Figure 5: O-RU site power dissipation over a 24-hour period
Security Testing for Uninterrupted Radio Access
In a disaggregated, multivendor O-RAN environment, there are increased security risks for individual components, interfaces, network functions, and data. The O-RAN threat modeling and risk assessment specification includes over 160 distinct threats to these elements including O-RU.
Each element, protocol, and interface need to be scanned for vulnerabilities, stressed under real-world threat scenarios and checked for performance under simulated attacks. It is also important to ensure effective risk mitigation strategies are in place. With this in mind, automated security testing is critical, not only for compliance with security standards but to ensure guaranteed radio access, and alignment with O-RAN zero trust principles.
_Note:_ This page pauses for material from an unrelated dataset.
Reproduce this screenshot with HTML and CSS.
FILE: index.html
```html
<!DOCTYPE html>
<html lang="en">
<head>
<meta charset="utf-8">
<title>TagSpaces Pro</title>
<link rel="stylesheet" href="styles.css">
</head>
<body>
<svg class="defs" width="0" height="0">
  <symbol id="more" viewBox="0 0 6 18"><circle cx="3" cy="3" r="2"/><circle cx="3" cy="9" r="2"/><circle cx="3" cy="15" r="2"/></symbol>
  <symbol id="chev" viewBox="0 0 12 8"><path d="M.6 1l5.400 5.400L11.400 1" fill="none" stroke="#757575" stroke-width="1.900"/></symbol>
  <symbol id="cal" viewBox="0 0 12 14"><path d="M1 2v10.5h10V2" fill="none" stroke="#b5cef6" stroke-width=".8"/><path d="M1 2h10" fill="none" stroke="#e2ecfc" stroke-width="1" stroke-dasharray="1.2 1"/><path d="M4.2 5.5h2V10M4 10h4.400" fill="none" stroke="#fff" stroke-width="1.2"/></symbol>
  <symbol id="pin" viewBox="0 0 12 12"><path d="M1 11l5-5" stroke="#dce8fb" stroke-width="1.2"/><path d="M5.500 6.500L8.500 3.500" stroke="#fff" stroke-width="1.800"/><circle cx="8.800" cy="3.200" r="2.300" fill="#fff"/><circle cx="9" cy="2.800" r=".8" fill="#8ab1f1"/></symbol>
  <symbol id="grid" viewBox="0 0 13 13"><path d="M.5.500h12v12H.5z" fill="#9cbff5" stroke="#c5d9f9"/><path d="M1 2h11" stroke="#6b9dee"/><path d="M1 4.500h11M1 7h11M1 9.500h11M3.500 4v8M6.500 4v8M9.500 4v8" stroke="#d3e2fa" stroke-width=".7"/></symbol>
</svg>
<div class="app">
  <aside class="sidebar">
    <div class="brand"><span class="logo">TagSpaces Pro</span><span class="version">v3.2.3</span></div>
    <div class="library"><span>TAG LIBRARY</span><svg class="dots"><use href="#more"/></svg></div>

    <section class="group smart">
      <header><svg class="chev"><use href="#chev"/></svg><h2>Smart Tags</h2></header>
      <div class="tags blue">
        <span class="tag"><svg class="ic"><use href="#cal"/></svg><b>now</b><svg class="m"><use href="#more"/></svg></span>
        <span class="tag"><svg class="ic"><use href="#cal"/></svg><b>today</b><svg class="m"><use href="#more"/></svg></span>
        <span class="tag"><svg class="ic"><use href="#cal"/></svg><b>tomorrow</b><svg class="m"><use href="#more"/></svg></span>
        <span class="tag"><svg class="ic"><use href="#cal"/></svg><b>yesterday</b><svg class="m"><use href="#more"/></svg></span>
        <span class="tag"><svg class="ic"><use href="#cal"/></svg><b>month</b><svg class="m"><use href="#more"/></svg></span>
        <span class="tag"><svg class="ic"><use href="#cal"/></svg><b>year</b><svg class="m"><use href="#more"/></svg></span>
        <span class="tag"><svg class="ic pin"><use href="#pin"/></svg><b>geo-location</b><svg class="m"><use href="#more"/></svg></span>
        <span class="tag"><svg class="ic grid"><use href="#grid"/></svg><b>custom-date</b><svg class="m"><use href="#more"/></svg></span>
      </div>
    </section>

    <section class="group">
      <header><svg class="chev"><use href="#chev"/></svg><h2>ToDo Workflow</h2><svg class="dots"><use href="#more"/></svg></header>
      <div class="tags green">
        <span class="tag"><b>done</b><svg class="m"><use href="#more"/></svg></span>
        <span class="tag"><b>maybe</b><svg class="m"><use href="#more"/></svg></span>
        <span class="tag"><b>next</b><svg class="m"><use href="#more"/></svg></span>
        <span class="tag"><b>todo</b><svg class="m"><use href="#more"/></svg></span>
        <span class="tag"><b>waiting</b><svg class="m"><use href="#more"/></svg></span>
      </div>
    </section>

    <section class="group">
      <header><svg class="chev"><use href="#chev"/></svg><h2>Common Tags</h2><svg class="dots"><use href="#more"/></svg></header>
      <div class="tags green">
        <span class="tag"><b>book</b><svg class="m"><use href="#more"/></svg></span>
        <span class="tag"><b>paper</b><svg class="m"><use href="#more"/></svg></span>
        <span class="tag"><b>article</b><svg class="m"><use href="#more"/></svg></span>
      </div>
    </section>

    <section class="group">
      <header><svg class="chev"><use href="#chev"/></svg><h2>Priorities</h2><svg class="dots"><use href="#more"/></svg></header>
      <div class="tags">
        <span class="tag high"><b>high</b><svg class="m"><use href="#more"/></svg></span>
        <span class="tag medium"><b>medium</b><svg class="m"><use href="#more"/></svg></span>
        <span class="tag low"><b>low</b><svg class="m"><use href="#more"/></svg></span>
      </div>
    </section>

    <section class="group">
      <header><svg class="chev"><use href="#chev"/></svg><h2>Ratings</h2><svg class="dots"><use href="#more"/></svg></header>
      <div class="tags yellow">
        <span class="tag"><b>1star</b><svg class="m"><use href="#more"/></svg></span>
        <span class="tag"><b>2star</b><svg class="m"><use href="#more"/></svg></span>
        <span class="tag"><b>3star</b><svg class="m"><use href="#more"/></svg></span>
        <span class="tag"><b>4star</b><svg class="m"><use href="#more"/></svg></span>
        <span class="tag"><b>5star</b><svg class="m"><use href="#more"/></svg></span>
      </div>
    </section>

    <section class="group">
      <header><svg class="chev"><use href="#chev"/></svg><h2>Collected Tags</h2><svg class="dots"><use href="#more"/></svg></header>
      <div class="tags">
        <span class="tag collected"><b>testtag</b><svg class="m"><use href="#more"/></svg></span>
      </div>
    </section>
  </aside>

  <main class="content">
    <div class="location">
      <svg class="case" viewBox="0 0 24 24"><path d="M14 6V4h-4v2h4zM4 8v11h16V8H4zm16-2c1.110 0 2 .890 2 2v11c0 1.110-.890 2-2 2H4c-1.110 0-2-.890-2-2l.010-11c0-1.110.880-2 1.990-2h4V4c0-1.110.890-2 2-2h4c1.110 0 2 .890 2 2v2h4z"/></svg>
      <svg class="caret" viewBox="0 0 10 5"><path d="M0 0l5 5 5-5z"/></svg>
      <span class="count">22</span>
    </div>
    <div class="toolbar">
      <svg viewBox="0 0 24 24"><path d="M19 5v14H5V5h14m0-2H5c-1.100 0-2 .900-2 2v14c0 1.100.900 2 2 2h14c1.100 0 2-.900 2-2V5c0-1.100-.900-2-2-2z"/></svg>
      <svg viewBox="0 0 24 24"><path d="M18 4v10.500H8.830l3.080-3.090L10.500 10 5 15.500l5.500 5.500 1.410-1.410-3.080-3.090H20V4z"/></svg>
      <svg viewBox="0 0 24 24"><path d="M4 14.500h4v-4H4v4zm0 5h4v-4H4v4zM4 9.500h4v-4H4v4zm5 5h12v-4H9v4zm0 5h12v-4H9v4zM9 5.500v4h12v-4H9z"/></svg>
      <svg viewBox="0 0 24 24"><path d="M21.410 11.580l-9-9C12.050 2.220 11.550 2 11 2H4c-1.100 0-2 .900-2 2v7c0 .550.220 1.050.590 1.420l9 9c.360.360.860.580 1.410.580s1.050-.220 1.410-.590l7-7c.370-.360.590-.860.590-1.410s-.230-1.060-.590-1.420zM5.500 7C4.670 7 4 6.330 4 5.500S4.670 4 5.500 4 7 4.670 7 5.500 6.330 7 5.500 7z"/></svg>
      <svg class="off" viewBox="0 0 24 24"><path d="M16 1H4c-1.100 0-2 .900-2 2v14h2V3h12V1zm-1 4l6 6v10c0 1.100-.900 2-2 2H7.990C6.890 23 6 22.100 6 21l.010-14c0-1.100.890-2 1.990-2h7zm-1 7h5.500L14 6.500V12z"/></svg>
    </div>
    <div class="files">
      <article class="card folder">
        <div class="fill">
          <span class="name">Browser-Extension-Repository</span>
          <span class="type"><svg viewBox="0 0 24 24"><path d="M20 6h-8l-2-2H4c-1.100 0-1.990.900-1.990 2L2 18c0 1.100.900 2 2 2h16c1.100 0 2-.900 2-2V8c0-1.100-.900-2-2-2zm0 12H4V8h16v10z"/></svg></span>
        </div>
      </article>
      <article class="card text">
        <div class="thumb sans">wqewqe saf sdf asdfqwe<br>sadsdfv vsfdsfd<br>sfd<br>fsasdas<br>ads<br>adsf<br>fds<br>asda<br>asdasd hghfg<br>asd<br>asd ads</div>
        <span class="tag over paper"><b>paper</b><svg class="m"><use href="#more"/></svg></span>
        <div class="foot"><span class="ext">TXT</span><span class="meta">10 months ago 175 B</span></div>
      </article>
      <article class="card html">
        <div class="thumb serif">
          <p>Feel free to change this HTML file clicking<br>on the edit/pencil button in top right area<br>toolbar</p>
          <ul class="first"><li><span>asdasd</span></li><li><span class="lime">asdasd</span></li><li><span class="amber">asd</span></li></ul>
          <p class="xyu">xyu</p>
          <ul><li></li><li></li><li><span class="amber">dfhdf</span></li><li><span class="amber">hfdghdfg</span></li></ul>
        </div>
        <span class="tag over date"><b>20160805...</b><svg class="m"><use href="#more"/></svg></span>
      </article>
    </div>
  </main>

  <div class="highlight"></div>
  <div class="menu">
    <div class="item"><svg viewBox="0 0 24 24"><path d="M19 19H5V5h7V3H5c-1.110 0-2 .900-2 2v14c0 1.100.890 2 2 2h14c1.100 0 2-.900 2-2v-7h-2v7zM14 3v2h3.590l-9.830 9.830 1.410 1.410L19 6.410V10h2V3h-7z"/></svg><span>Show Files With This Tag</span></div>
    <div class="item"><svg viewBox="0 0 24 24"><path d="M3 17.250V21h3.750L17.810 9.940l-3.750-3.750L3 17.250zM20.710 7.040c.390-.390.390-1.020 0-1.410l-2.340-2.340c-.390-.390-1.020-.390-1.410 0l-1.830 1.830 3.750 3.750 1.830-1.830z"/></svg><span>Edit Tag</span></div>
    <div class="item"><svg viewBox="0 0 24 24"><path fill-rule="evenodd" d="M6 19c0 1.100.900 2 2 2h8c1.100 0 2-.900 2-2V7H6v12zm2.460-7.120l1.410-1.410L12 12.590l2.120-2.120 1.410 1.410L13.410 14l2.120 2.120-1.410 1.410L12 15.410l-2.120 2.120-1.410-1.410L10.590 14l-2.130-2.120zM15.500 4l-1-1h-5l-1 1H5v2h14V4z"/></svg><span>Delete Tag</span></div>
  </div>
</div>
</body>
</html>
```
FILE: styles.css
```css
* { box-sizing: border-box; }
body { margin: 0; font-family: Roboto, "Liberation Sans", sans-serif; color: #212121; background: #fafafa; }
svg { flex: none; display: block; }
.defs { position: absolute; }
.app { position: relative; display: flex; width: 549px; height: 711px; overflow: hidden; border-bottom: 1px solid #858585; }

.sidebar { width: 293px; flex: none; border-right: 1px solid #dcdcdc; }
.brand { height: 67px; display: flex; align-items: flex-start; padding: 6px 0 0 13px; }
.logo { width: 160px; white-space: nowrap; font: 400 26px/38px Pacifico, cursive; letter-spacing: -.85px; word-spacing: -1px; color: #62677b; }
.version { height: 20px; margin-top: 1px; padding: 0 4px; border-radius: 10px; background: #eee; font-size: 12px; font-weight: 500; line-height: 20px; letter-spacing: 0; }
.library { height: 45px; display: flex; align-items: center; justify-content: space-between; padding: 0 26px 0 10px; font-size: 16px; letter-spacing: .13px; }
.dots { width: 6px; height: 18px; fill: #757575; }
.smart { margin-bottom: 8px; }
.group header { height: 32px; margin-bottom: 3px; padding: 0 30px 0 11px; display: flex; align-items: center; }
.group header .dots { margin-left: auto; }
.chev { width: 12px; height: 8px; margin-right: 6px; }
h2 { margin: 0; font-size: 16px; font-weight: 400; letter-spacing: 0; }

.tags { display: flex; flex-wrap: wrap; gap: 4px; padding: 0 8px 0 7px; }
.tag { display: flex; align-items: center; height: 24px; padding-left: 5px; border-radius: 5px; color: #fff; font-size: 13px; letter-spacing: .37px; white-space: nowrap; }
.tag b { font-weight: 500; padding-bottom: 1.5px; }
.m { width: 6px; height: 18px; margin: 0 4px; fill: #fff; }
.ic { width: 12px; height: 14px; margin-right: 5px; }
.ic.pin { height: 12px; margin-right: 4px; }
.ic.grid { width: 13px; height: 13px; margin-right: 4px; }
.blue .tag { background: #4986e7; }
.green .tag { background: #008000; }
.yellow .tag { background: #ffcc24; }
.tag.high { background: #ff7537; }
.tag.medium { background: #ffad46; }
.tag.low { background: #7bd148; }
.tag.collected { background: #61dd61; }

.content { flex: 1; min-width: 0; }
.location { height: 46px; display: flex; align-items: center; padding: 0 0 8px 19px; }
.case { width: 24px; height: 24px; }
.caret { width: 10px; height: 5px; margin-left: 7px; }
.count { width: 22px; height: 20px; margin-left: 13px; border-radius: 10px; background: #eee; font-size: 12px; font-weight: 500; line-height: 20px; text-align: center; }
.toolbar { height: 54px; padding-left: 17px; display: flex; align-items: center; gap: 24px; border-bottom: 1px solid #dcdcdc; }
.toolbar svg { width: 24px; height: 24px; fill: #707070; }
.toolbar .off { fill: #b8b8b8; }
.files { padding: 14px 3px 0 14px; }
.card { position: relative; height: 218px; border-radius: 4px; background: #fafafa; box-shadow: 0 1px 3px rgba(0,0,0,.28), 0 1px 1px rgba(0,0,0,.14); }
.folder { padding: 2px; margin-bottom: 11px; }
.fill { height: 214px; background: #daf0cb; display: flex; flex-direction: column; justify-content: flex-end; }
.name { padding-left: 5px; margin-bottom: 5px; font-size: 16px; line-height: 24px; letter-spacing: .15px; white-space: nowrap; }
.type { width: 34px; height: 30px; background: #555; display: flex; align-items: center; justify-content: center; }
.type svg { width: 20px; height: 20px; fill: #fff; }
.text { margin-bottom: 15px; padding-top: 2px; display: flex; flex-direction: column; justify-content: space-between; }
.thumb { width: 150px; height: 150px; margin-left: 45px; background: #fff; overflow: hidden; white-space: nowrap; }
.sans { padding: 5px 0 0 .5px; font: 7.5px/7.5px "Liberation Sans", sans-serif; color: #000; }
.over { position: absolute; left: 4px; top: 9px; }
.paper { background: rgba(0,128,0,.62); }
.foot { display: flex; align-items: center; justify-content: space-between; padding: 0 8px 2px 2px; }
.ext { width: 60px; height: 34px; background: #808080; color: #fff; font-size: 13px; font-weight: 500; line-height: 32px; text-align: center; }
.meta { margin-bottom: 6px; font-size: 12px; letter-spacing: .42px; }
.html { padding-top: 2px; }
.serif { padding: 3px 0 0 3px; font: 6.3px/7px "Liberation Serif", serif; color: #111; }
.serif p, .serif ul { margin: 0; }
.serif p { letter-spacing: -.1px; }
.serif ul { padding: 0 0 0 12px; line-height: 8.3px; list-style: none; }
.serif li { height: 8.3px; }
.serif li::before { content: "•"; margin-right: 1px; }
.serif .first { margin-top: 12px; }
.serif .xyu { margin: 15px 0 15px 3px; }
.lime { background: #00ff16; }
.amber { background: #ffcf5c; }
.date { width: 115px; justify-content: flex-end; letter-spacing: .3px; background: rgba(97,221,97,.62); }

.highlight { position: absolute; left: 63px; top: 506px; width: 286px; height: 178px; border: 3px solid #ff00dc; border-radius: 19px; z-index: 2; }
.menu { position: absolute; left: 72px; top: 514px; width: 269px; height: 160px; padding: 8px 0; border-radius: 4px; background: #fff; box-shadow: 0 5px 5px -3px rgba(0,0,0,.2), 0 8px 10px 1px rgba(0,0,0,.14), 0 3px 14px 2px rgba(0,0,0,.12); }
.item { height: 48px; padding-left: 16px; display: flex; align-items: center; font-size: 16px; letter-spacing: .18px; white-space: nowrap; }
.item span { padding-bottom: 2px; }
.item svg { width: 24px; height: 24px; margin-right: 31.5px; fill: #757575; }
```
Radio Management with RIC for Operational Efficiencies
While the Service Management and Orchestration (SMO) layer handles the coordination of network resources, the RIC plays a key role in optimizing radio access network performance. The non-real-time RIC uses rApps to apply AI/ML-driven long-term optimization for less time sensitive operations. Whereas, the near-real-time RIC deploys xApps to make real-time network adjustments that are between ten milliseconds to one second.
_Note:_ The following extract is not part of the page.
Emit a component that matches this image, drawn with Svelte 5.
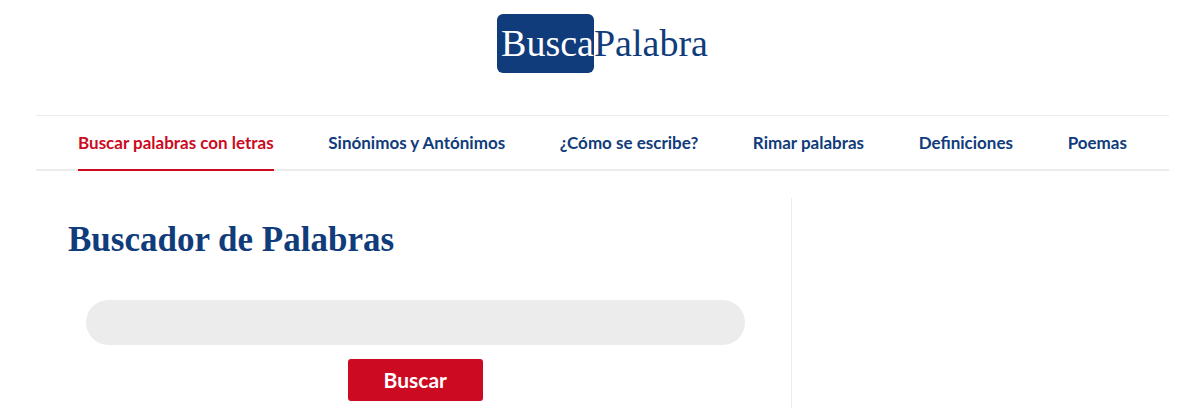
<script lang="ts">
  const links = [
    { label: 'Buscar palabras con letras', href: '#letras' },
    { label: 'Sinónimos y Antónimos', href: '#sinonimos' },
    { label: '¿Cómo se escribe?', href: '#como-se-escribe' },
    { label: 'Rimar palabras', href: '#rimar' },
    { label: 'Definiciones', href: '#definiciones' },
    { label: 'Poemas', href: '#poemas' },
  ];

  let active = $state(0);
  let query = $state('');
</script>

<div class="page">
  <header>
    <a class="logo" href="#inicio"><span class="logo-box">Busca</span><span>Palabra</span></a>
  </header>

  <nav>
    {#each links as link, i}
      <a href={link.href} class:active={i === active} onclick={() => (active = i)}>{link.label}</a>
    {/each}
  </nav>

  <div class="content">
    <main>
      <h1>Buscador de Palabras</h1>
      <form onsubmit={(e) => e.preventDefault()}>
        <input type="text" aria-label="Palabra" bind:value={query} />
        <button type="submit">Buscar</button>
      </form>
    </main>
    <aside></aside>
  </div>
</div>

<style>
  :global(body) {
    margin: 0;
    background: #fff;
  }

  .page {
    padding: 0 31px 0 36px;
    font-family: Lato, sans-serif;
    color: #103c7b;
  }

  header {
    display: flex;
    justify-content: center;
    padding: 14px 0 42px;
  }

  .logo {
    display: flex;
    align-items: center;
    font-family: "Liberation Serif", serif;
    font-size: 38px;
    line-height: 59px;
    color: #103c7b;
    text-decoration: none;
  }

  .logo-box {
    padding-left: 4px;
    border-radius: 6px;
    background: #103c7b;
    color: #fff;
  }

  nav {
    display: flex;
    justify-content: space-between;
    padding: 0 42px;
    border-top: 1px solid #ececec;
    border-bottom: 2px solid #ececec;
  }

  nav a {
    margin-bottom: -2px;
    border-bottom: 2px solid transparent;
    font-size: 17px;
    font-weight: 700;
    line-height: 53px;
    color: #103c7b;
    text-decoration: none;
    white-space: nowrap;
  }

  nav a.active {
    color: #cc0a22;
    border-bottom-color: #cc0a22;
  }

  .content {
    display: flex;
    padding-top: 27px;
  }

  main {
    box-sizing: border-box;
    width: 66.6%;
    padding: 14px 46px 7px 32px;
  }

  aside {
    flex: 1;
    border-left: 1px solid #ececec;
  }

  h1 {
    margin: 0 0 32px;
    font-family: "Liberation Serif", serif;
    font-size: 35px;
    line-height: 56px;
    font-weight: 700;
  }

  form {
    display: flex;
    flex-direction: column;
    align-items: center;
    gap: 14px;
    padding-left: 18px;
  }

  input {
    box-sizing: border-box;
    width: 100%;
    height: 45px;
    padding: 0 24px;
    border: 0;
    border-radius: 24px;
    background: #ececec;
    font-size: 18px;
  }

  button {
    padding: 0 36px;
    border: 0;
    border-radius: 3px;
    background: #cc0a22;
    color: #fff;
    font-family: Lato, sans-serif;
    font-size: 21px;
    font-weight: 700;
    line-height: 42px;
  }
</style>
Together, these controllers enhance network utilization and operational efficiency through advanced functions such as beam management and radio resource management. To ensure reliable performance, both open-loop and closed-loop strategies must be implemented and rigorously tested for continuous optimization.
Conclusion
The journey of O-RAN radio unit from silicon validation to smart networks is highly complex but essential to realize the full potential of open and intelligent networks. To keep up with accelerated design cycles and ensuring compliance with O-RAN fronthaul standards, it is essential to have well-planned test setups, robust tools, pre-verified test cases, and automated test suites to transition smoothly through different phases.